Warlord
- Publishers: KJC Games (UK)
- Years active: 1984 to 2006 (approximately)
- Genres: wargame, play-by-mail
- Languages: English
- Players: 100
- Setup time: Up to 6 months
- Playing time: 75 turns
- Materials required: Instructions, order sheets, turn results, paper, pencil
- Media type: Play-by-mail or email

= Warlord (play-by-mail game) =

Play-by-mail post-apocalyptic wargame

Warlord is a closed-ended, computer moderated, play-by-mail (PBM) wargame.

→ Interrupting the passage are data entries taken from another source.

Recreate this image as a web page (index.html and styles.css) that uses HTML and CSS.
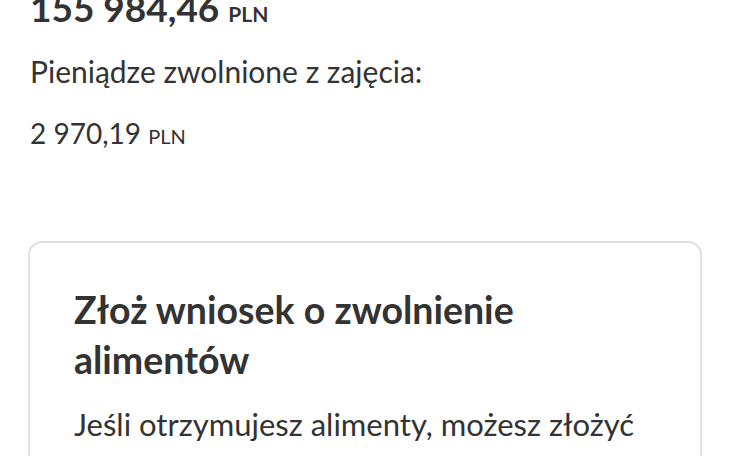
FILE: index.html
```html
<!DOCTYPE html>
<html lang="pl">
<head>
    <meta charset="UTF-8">
    <meta name="viewport" content="width=device-width, initial-scale=1.0">
    <title>Zajęcie</title>
    <link rel="stylesheet" href="styles.css">
</head>
<body>
    <div class="summary">
        <div class="total">155 984,46 <span class="currency">PLN</span></div>
        <p class="label">Pieniądze zwolnione z zajęcia:</p>
        <div class="amount">2 970,19 <span class="currency">PLN</span></div>
    </div>

    <div class="card">
        <h2>Złoż wniosek o zwolnienie alimentów</h2>
        <p>Jeśli otrzymujesz alimenty, możesz złożyć wniosek o zwolnienie ich z zajęcia.</p>
    </div>
</body>
</html>
```

FILE: styles.css
```css
body {
    font-family: Lato, "Open Sans", sans-serif;
    background-color: #fff;
    color: #333;
    margin: 0;
    padding: 0 28px;
}

.summary {
    margin-top: -16px;
    padding-left: 2px;
}

.total {
    font-size: 37px;
    font-weight: 700;
    line-height: 48px;
}

.total .currency {
    font-size: 21px;
}

.label {
    font-size: 30px;
    line-height: 40px;
    margin: 13px 0 0;
}

.amount {
    font-size: 28px;
    line-height: 40px;
    margin-top: 22px;
}

.amount .currency {
    font-size: 20px;
}

.card {
    margin-top: 85px;
    border: 2px solid #e0e0e0;
    border-radius: 14px;
    padding: 42px 44px 20px;
}

.card h2 {
    font-size: 37.5px;
    font-weight: 700;
    line-height: 50px;
    margin: 0;
}

.card p {
    font-size: 31px;
    line-height: 44px;
    margin: 17px 0 0;
}
```
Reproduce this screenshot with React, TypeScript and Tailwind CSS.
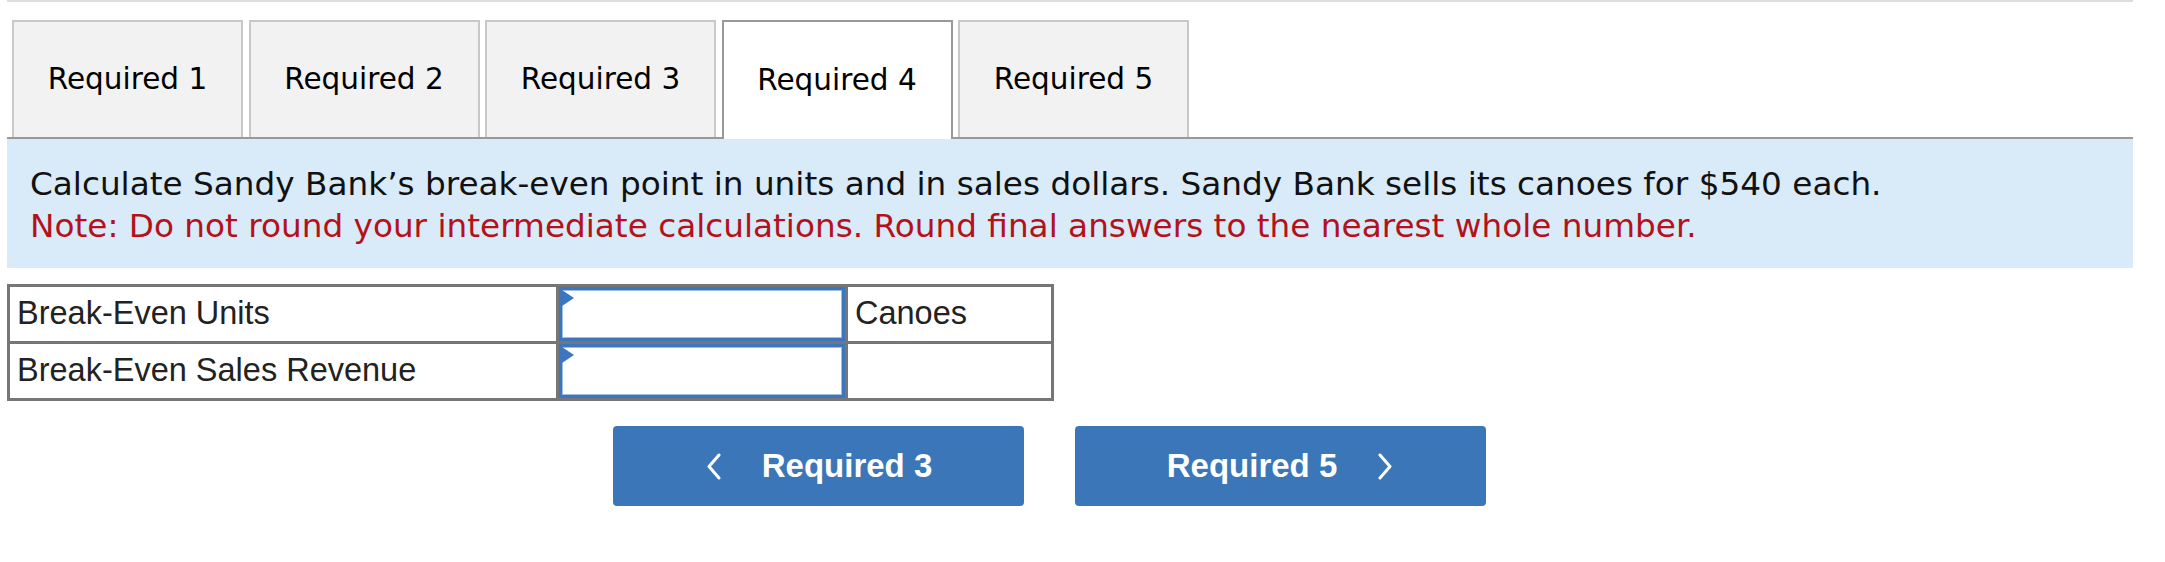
import React from 'react';

const tabs = ['Required 1', 'Required 2', 'Required 3', 'Required 4', 'Required 5'];
const active = 3;

function Chevron({ dir }: { dir: 'left' | 'right' }) {
  return (
    <svg width="17" height="27" viewBox="0 0 17 27" fill="none">
      <path
        d={dir === 'left' ? 'M14 2 L4 13.5 L14 25' : 'M3 2 L13 13.5 L3 25'}
        stroke="white"
        strokeWidth="3"
        strokeLinecap="round"
        strokeLinejoin="round"
      />
    </svg>
  );
}

function AnswerCell() {
  return (
    <td className="p-0 border-[3px] border-[#767676] w-[289px] h-[57px]">
      <div className="relative h-full w-full border-[3px] border-[#3b76be]">
        <div className="h-full w-full border border-[#9dbde6] bg-white" />
        <div className="absolute left-0 top-0 w-0 h-0 border-t-[8px] border-b-[8px] border-l-[12px] border-t-transparent border-b-transparent border-l-[#3b76be]" />
      </div>
    </td>
  );
}

export default function App() {
  return (
    <div className="w-[2165px] h-[562px] bg-white overflow-hidden">
      <div className="ml-[7px] w-[2126px]">
        <div className="h-[2px] bg-[#dddddd]" />

        <div className="mt-[18px] flex items-end gap-[5.5px] pl-[5px] border-b-2 border-[#999999] font-['DejaVu_Sans',sans-serif] text-[29.5px] text-black">
          {tabs.map((t, i) =>
            i === active ? (
              <div
                key={t}
                className="w-[231px] h-[119px] -mb-[2px] flex items-center justify-center bg-white border-2 border-b-0 border-[#999999]"
              >
                {t}
              </div>
            ) : (
              <div
                key={t}
                className="w-[231px] h-[117px] flex items-center justify-center bg-[#f2f2f2] border-2 border-b-0 border-[#c8c8c8]"
              >
                {t}
              </div>
            )
          )}
        </div>

        <div className="bg-[#d9eaf8] pl-[23px] pt-[25px] pb-[21px] font-['DejaVu_Sans',sans-serif] text-[32.7px] leading-[41.6px]">
          <p className="text-[#111111]">
            Calculate Sandy Bank’s break-even point in units and in sales dollars. Sandy Bank sells its canoes for $540 each.
          </p>
          <p className="text-[#b3121b]">
            Note: Do not round your intermediate calculations. Round final answers to the nearest whole number.
          </p>
        </div>

        <table className="mt-[16px] border-collapse font-['Liberation_Sans',Arial,sans-serif] text-[32.5px] leading-[1.1] text-[#222222]">
          <tbody>
            <tr>
              <td className="border-[3px] border-[#767676] w-[549px] h-[57px] pl-[7px] align-middle">Break-Even Units</td>
              <AnswerCell />
              <td className="border-[3px] border-[#767676] w-[206px] h-[57px] pl-[7px] align-middle">Canoes</td>
            </tr>
            <tr>
              <td className="border-[3px] border-[#767676] w-[549px] h-[57px] pl-[7px] align-middle">Break-Even Sales Revenue</td>
              <AnswerCell />
              <td className="border-[3px] border-[#767676] w-[206px] h-[57px]" />
            </tr>
          </tbody>
        </table>

        <div className="mt-[25px] ml-[606px] flex gap-[51px] font-['Liberation_Sans',Arial,sans-serif] font-bold text-[33px] text-white">
          <button className="w-[411px] h-[80px] rounded-[4px] bg-[#3b76b9] flex items-center justify-center gap-[40px]">
            <Chevron dir="left" />
            <span>Required 3</span>
          </button>
          <button className="w-[411px] h-[80px] rounded-[4px] bg-[#3b76b9] flex items-center justify-center gap-[40px]">
            <span>Required 5</span>
            <Chevron dir="right" />
          </button>
        </div>
      </div>
    </div>
  );
}
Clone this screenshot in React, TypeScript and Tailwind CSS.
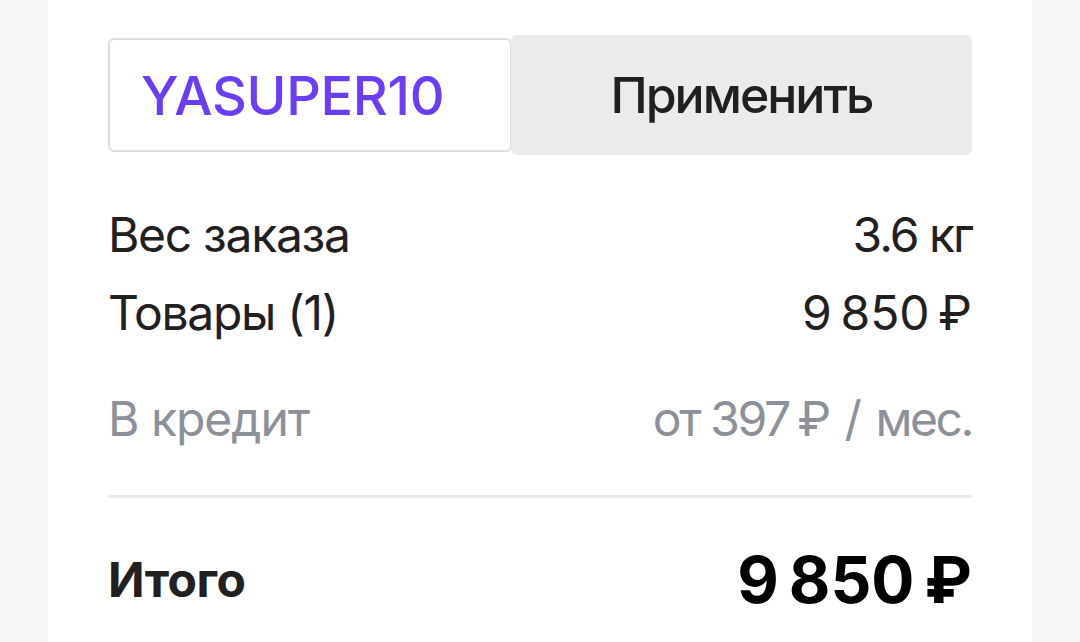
import React from "react";

const NB = "\u202f";

const rows = [
  { label: "Вес заказа", value: "3.6 кг" },
  { label: "Товары (1)", value: `9${NB}850${NB}₽` },
];

export default function App() {
  return (
    <div
      className="min-h-[642px] bg-[#f7f7f7] flex justify-center"
      style={{ fontFamily: "Inter, 'Open Sans', sans-serif" }}
    >
      <div className="w-[984px] bg-white px-[60px] pt-[35px] text-[#21201f]">
        <div className="flex items-center">
          <div className="w-[404px] h-[114px] border-2 border-[#dedede] rounded-[6px] flex items-center pl-[31px]">
            <span className="text-[54px] font-medium text-[#6b3ef6] tracking-[-0.3px]">
              YASUPER10
            </span>
          </div>
          <button className="flex-1 h-[120px] -ml-px bg-[#ebebeb] rounded-[6px] text-[50px] font-medium tracking-[-2px] text-[#21201f]">
            Применить
          </button>
        </div>

        <div className="mt-[41px]">
          {rows.map((r) => (
            <div
              key={r.label}
              className="flex justify-between h-[78px] text-[48px] leading-[78px] tracking-[-1.3px]"
            >
              <span>{r.label}</span>
              <span className="tracking-[-2px]">{r.value}</span>
            </div>
          ))}
          <div className="flex justify-between h-[78px] mt-[28px] text-[48px] leading-[78px] tracking-[-1px] text-[#8b9099]">
            <span>В кредит</span>
            <span className="tracking-[-2.4px]">от 397{NB}₽ / мес.</span>
          </div>
        </div>

        <div className="mt-[37px] h-[3px] bg-[#ebebeb]" />

        <div className="flex justify-between items-center h-[90px] mt-[37px]">
          <span className="text-[48px] font-bold leading-[90px] tracking-[-0.5px]">
            Итого
          </span>
          <span className="text-[64px] font-bold leading-[90px] tracking-[-5px] text-black">
            9{NB}850{NB}₽
          </span>
        </div>
      </div>
    </div>
  );
}
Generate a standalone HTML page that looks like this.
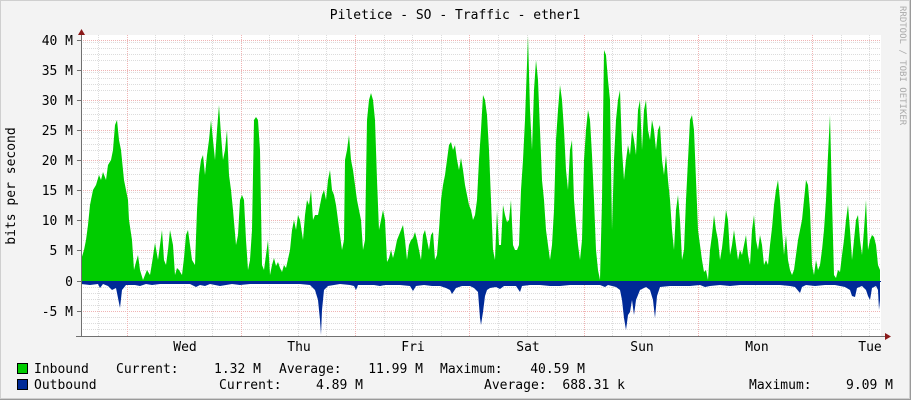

==History and development==
Warlord was a closed-ended play-by-mail (PBM) wargame of moderate complexity. It was published by KJC Games in the United Kingdom. (Note: This game is different than the fantasy PBM game Warlord published by Phoenix Publications in 1984.) It drew from another KJC game called Casus Belli.

==Gameplay==
In Warlord, 100 players competed in a post-apocalyptic setting following nuclear war and nuclear winter. Gameplay occurred on a planet called Dexet where "a few million people survived by taking refuge in huge underground bunkers". Each player leads a city on the planet's surface. Survivors populated each city, led by "power-hungry military dictators". Players were supplied at the start with a world map and a map of their starting location, 8 × 9 sectors in size. Cities were placed randomly on the game map at 6–12 sectors apart.

Players could make up to 15 orders per turn. Actions included movement and combat. Technology was basic at the outset and advances during the game. For combat, players had access to "infantry, tanks, aircraft, and ships". Nuclear weapons were possible later in gameplay. Diplomacy was part of gameplay, through an in-game messaging system or outside of the game. Players achieved victory by gaining control of 20% of cities.

==Reception==
The editors of GM Magazine reviewed the game in a 1990 issue, noting that it was "fast moving with plenty going on". They noted the importance of diplomacy and the simplicity of the game interface. They stated that it could be enjoyed by beginners and experienced gamers.